*RECORD SET:*
----------
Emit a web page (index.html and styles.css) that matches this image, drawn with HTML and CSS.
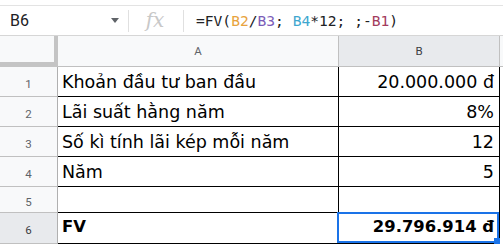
FILE: index.html
```html
<!DOCTYPE html>
<html lang="vi">
<head>
    <meta charset="UTF-8">
    <title>FV</title>
    <link rel="stylesheet" href="styles.css">
</head>
<body>
    <div class="formula-bar">
        <div class="name-box">
            <span class="cell-ref">B6</span>
            <span class="caret"></span>
        </div>
        <div class="fx">fx</div>
        <div class="formula">=FV(<span class="ref-1">B2</span>/<span class="ref-2">B3</span>; <span class="ref-3">B4</span>*12; ;-<span class="ref-4">B1</span>)</div>
    </div>

    <div class="sheet">
        <div class="corner"></div>
        <div class="col-head">A</div>
        <div class="col-head selected">B</div>
        <div class="col-head spare"></div>

        <div class="row-head">1</div>
        <div class="cell">Khoản đầu tư ban đầu</div>
        <div class="cell num">20.000.000 đ</div>
        <div class="spare"></div>

        <div class="row-head">2</div>
        <div class="cell">Lãi suất hằng năm</div>
        <div class="cell num">8%</div>
        <div class="spare"></div>

        <div class="row-head">3</div>
        <div class="cell">Số kì tính lãi kép mỗi năm</div>
        <div class="cell num">12</div>
        <div class="spare"></div>

        <div class="row-head">4</div>
        <div class="cell">Năm</div>
        <div class="cell num">5</div>
        <div class="spare"></div>

        <div class="row-head">5</div>
        <div class="cell"></div>
        <div class="cell num"></div>
        <div class="spare"></div>

        <div class="row-head selected">6</div>
        <div class="cell bold">FV</div>
        <div class="cell num bold active">29.796.914 đ<span class="selection"></span></div>
        <div class="spare"></div>
    </div>
</body>
</html>
```

FILE: styles.css
```css
body {
    margin: 0;
    background: #fff;
    font-family: Roboto, "Noto Sans", sans-serif;
    color: #000;
}

/* formula bar */
.formula-bar {
    margin-top: 5px;
    height: 29px;
    border-top: 1px solid #e3e3e3;
    border-bottom: 1px solid #d6d6d6;
    display: flex;
    align-items: center;
}
.name-box {
    width: 129px;
    height: 22px;
    border-right: 1px solid #e0e0e0;
    display: flex;
    align-items: center;
    justify-content: space-between;
    box-sizing: border-box;
    padding: 0 9px 0 10px;
}
.cell-ref { font-size: 16px; color: #202124; }
.caret {
    width: 0; height: 0;
    border-left: 4.5px solid transparent;
    border-right: 4.5px solid transparent;
    border-top: 5px solid #5f6368;
}
.fx {
    width: 55px;
    height: 22px;
    border-right: 1px solid #e0e0e0;
    box-sizing: border-box;
    font-family: "DejaVu Serif", serif;
    font-style: italic;
    font-size: 20px;
    line-height: 20px;
    color: #c8c8c8;
    text-align: center;
    padding-right: 2px;
}
.formula {
    padding-left: 12px;
    font-family: "DejaVu Sans Mono", monospace;
    font-size: 14.6px;
    color: #202124;
    white-space: pre;
}
.ref-1 { color: #e8a33d; }
.ref-2 { color: #7b5cb8; }
.ref-3 { color: #3fa7cf; }
.ref-4 { color: #a33c5c; }

/* grid */
.sheet {
    display: grid;
    grid-template-columns: 58px 281px 161px 1fr;
    grid-template-rows: 31px 30px 30px 30px 30px 26px 31px;
}
.corner {
    background: #f8f9fa;
    border-right: 4px solid #c4c4c4;
    border-bottom: 5px solid #c4c4c4;
}
.col-head {
    background: #f8f9fa;
    border-right: 1px solid #c0c0c0;
    border-bottom: 1px solid #c0c0c0;
    font-size: 11.5px;
    color: #5f6368;
    display: flex;
    align-items: center;
    justify-content: center;
}
.col-head.selected { background: #e8eaed; color: #3c4043; }
.col-head.spare { border-right: none; }

.row-head {
    background: #f8f9fa;
    border-right: 1px solid #b0b0b0;
    border-bottom: 1px solid #c0c0c0;
    font-size: 11.5px;
    color: #5f6368;
    display: flex;
    align-items: center;
    justify-content: center;
    padding-top: 4px;
    box-sizing: border-box;
}
.row-head.selected { background: #e8eaed; color: #3c4043; }

.cell {
    position: relative;
    border-right: 1px solid #000;
    border-bottom: 1px solid #000;
    font-family: "DejaVu Sans", Verdana, sans-serif;
    font-size: 17.5px;
    line-height: 22px;
    display: flex;
    align-items: flex-end;
    padding: 0 4px 3px 4px;
    white-space: nowrap;
}
.cell.num { justify-content: flex-end; padding-right: 5px; }
.cell.bold { font-weight: 700; font-size: 16.4px; padding-bottom: 5px; }

.selection {
    position: absolute;
    top: -1px;
    left: -2px;
    right: 0;
    bottom: 0;
    border: 2px solid #1a73e8;
}
.selection::after {
    content: '';
    position: absolute;
    right: -3px;
    bottom: -4px;
    width: 6px;
    height: 7px;
    background: #1a73e8;
}
```
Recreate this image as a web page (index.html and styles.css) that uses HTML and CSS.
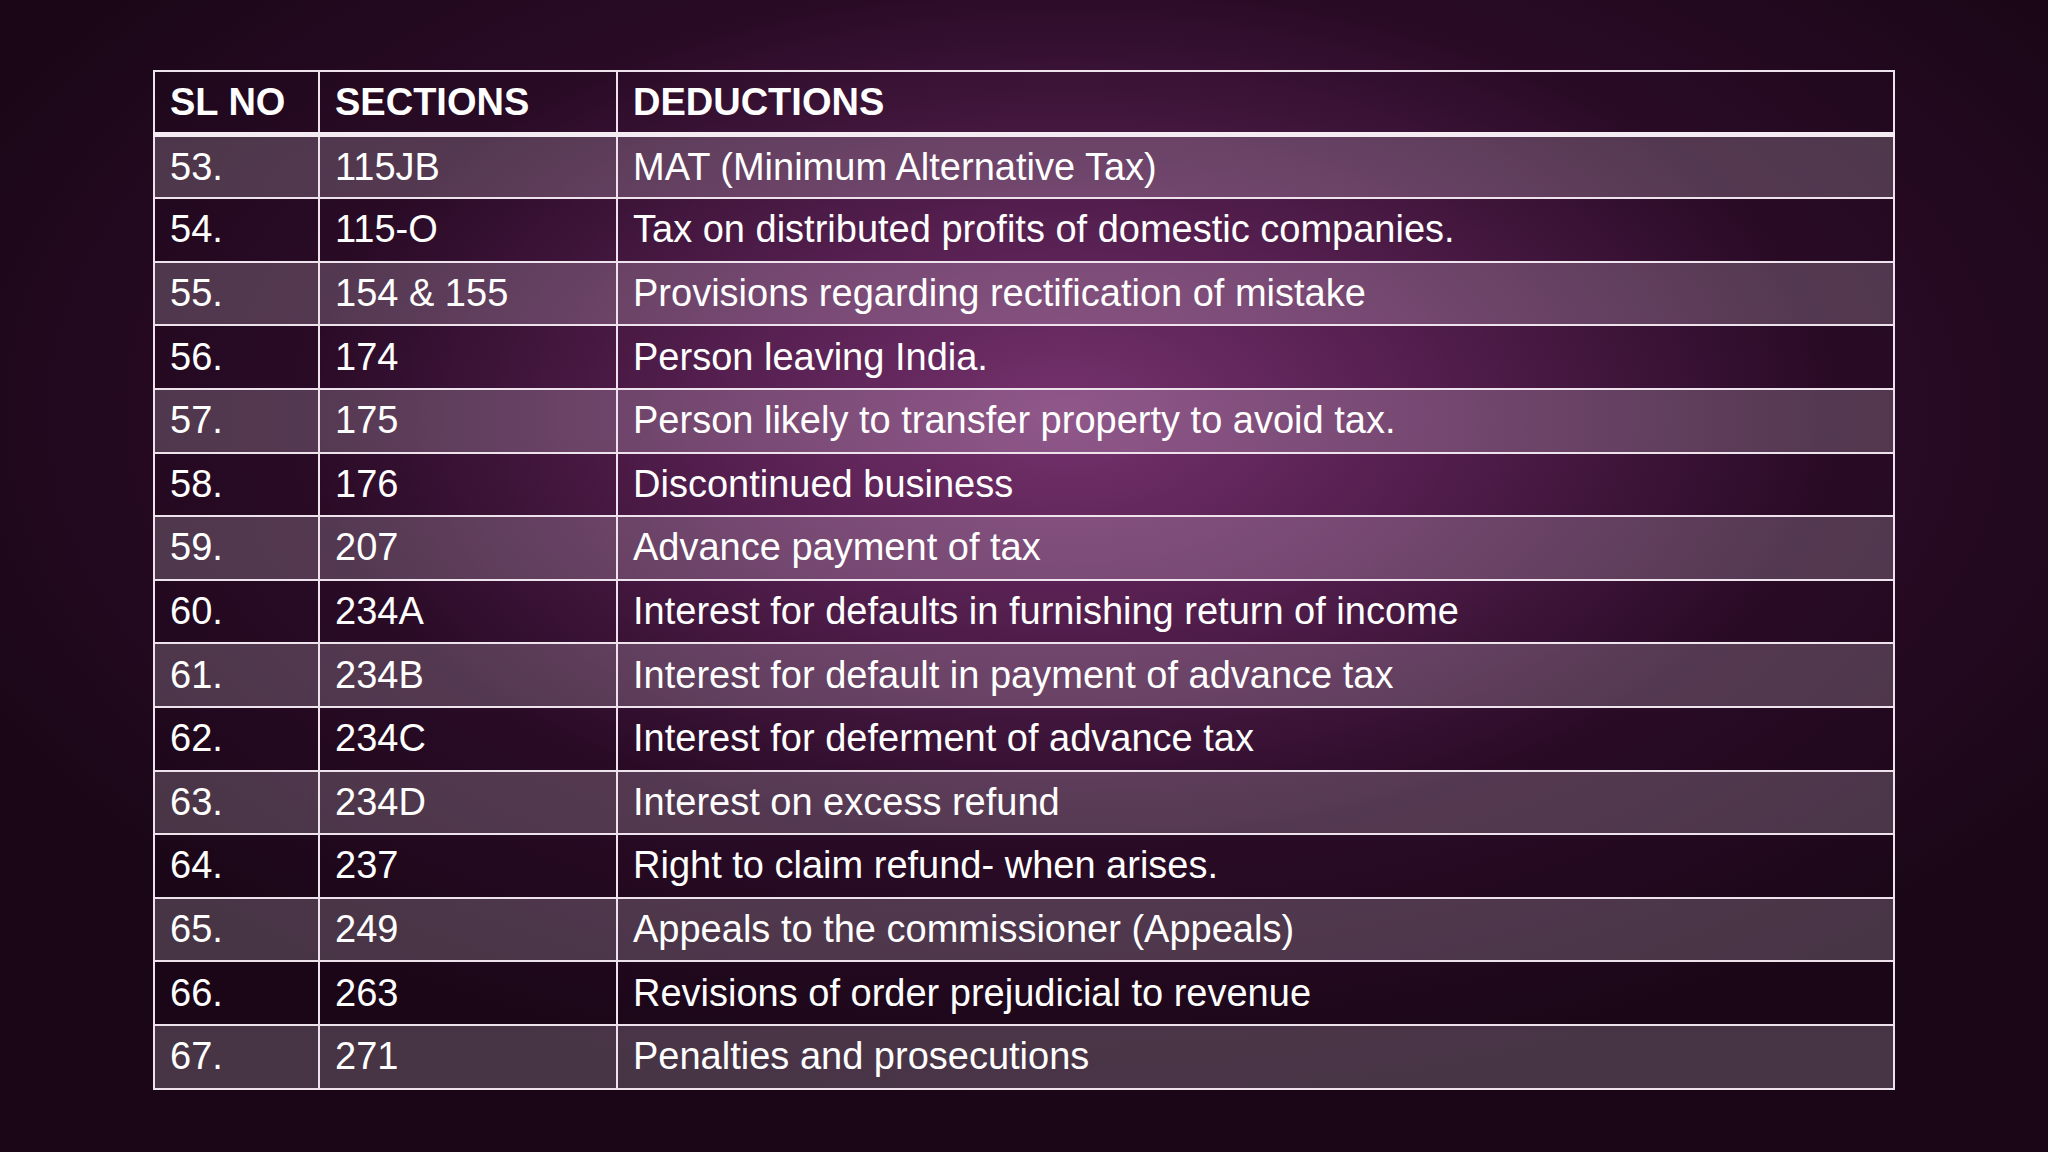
----------
*WHAT THE EXERCISE ASKS:* All of the entries above should be copied exactly, except for the pictures.

*OUTPUT OF THE TASK:*
Emit a web page (index.html and styles.css) that matches this image, drawn with HTML and CSS.
FILE: index.html
```html
<!DOCTYPE html>
<html lang="vi">
<head>
    <meta charset="UTF-8">
    <title>FV</title>
    <link rel="stylesheet" href="styles.css">
</head>
<body>
    <div class="formula-bar">
        <div class="name-box">
            <span class="cell-ref">B6</span>
            <span class="caret"></span>
        </div>
        <div class="fx">fx</div>
        <div class="formula">=FV(<span class="ref-1">B2</span>/<span class="ref-2">B3</span>; <span class="ref-3">B4</span>*12; ;-<span class="ref-4">B1</span>)</div>
    </div>

    <div class="sheet">
        <div class="corner"></div>
        <div class="col-head">A</div>
        <div class="col-head selected">B</div>
        <div class="col-head spare"></div>

        <div class="row-head">1</div>
        <div class="cell">Khoản đầu tư ban đầu</div>
        <div class="cell num">20.000.000 đ</div>
        <div class="spare"></div>

        <div class="row-head">2</div>
        <div class="cell">Lãi suất hằng năm</div>
        <div class="cell num">8%</div>
        <div class="spare"></div>

        <div class="row-head">3</div>
        <div class="cell">Số kì tính lãi kép mỗi năm</div>
        <div class="cell num">12</div>
        <div class="spare"></div>

        <div class="row-head">4</div>
        <div class="cell">Năm</div>
        <div class="cell num">5</div>
        <div class="spare"></div>

        <div class="row-head">5</div>
        <div class="cell"></div>
        <div class="cell num"></div>
        <div class="spare"></div>

        <div class="row-head selected">6</div>
        <div class="cell bold">FV</div>
        <div class="cell num bold active">29.796.914 đ<span class="selection"></span></div>
        <div class="spare"></div>
    </div>
</body>
</html>
```

FILE: styles.css
```css
body {
    margin: 0;
    background: #fff;
    font-family: Roboto, "Noto Sans", sans-serif;
    color: #000;
}

/* formula bar */
.formula-bar {
    margin-top: 5px;
    height: 29px;
    border-top: 1px solid #e3e3e3;
    border-bottom: 1px solid #d6d6d6;
    display: flex;
    align-items: center;
}
.name-box {
    width: 129px;
    height: 22px;
    border-right: 1px solid #e0e0e0;
    display: flex;
    align-items: center;
    justify-content: space-between;
    box-sizing: border-box;
    padding: 0 9px 0 10px;
}
.cell-ref { font-size: 16px; color: #202124; }
.caret {
    width: 0; height: 0;
    border-left: 4.5px solid transparent;
    border-right: 4.5px solid transparent;
    border-top: 5px solid #5f6368;
}
.fx {
    width: 55px;
    height: 22px;
    border-right: 1px solid #e0e0e0;
    box-sizing: border-box;
    font-family: "DejaVu Serif", serif;
    font-style: italic;
    font-size: 20px;
    line-height: 20px;
    color: #c8c8c8;
    text-align: center;
    padding-right: 2px;
}
.formula {
    padding-left: 12px;
    font-family: "DejaVu Sans Mono", monospace;
    font-size: 14.6px;
    color: #202124;
    white-space: pre;
}
.ref-1 { color: #e8a33d; }
.ref-2 { color: #7b5cb8; }
.ref-3 { color: #3fa7cf; }
.ref-4 { color: #a33c5c; }

/* grid */
.sheet {
    display: grid;
    grid-template-columns: 58px 281px 161px 1fr;
    grid-template-rows: 31px 30px 30px 30px 30px 26px 31px;
}
.corner {
    background: #f8f9fa;
    border-right: 4px solid #c4c4c4;
    border-bottom: 5px solid #c4c4c4;
}
.col-head {
    background: #f8f9fa;
    border-right: 1px solid #c0c0c0;
    border-bottom: 1px solid #c0c0c0;
    font-size: 11.5px;
    color: #5f6368;
    display: flex;
    align-items: center;
    justify-content: center;
}
.col-head.selected { background: #e8eaed; color: #3c4043; }
.col-head.spare { border-right: none; }

.row-head {
    background: #f8f9fa;
    border-right: 1px solid #b0b0b0;
    border-bottom: 1px solid #c0c0c0;
    font-size: 11.5px;
    color: #5f6368;
    display: flex;
    align-items: center;
    justify-content: center;
    padding-top: 4px;
    box-sizing: border-box;
}
.row-head.selected { background: #e8eaed; color: #3c4043; }

.cell {
    position: relative;
    border-right: 1px solid #000;
    border-bottom: 1px solid #000;
    font-family: "DejaVu Sans", Verdana, sans-serif;
    font-size: 17.5px;
    line-height: 22px;
    display: flex;
    align-items: flex-end;
    padding: 0 4px 3px 4px;
    white-space: nowrap;
}
.cell.num { justify-content: flex-end; padding-right: 5px; }
.cell.bold { font-weight: 700; font-size: 16.4px; padding-bottom: 5px; }

.selection {
    position: absolute;
    top: -1px;
    left: -2px;
    right: 0;
    bottom: 0;
    border: 2px solid #1a73e8;
}
.selection::after {
    content: '';
    position: absolute;
    right: -3px;
    bottom: -4px;
    width: 6px;
    height: 7px;
    background: #1a73e8;
}
```
Recreate this image as a web page (index.html and styles.css) that uses HTML and CSS.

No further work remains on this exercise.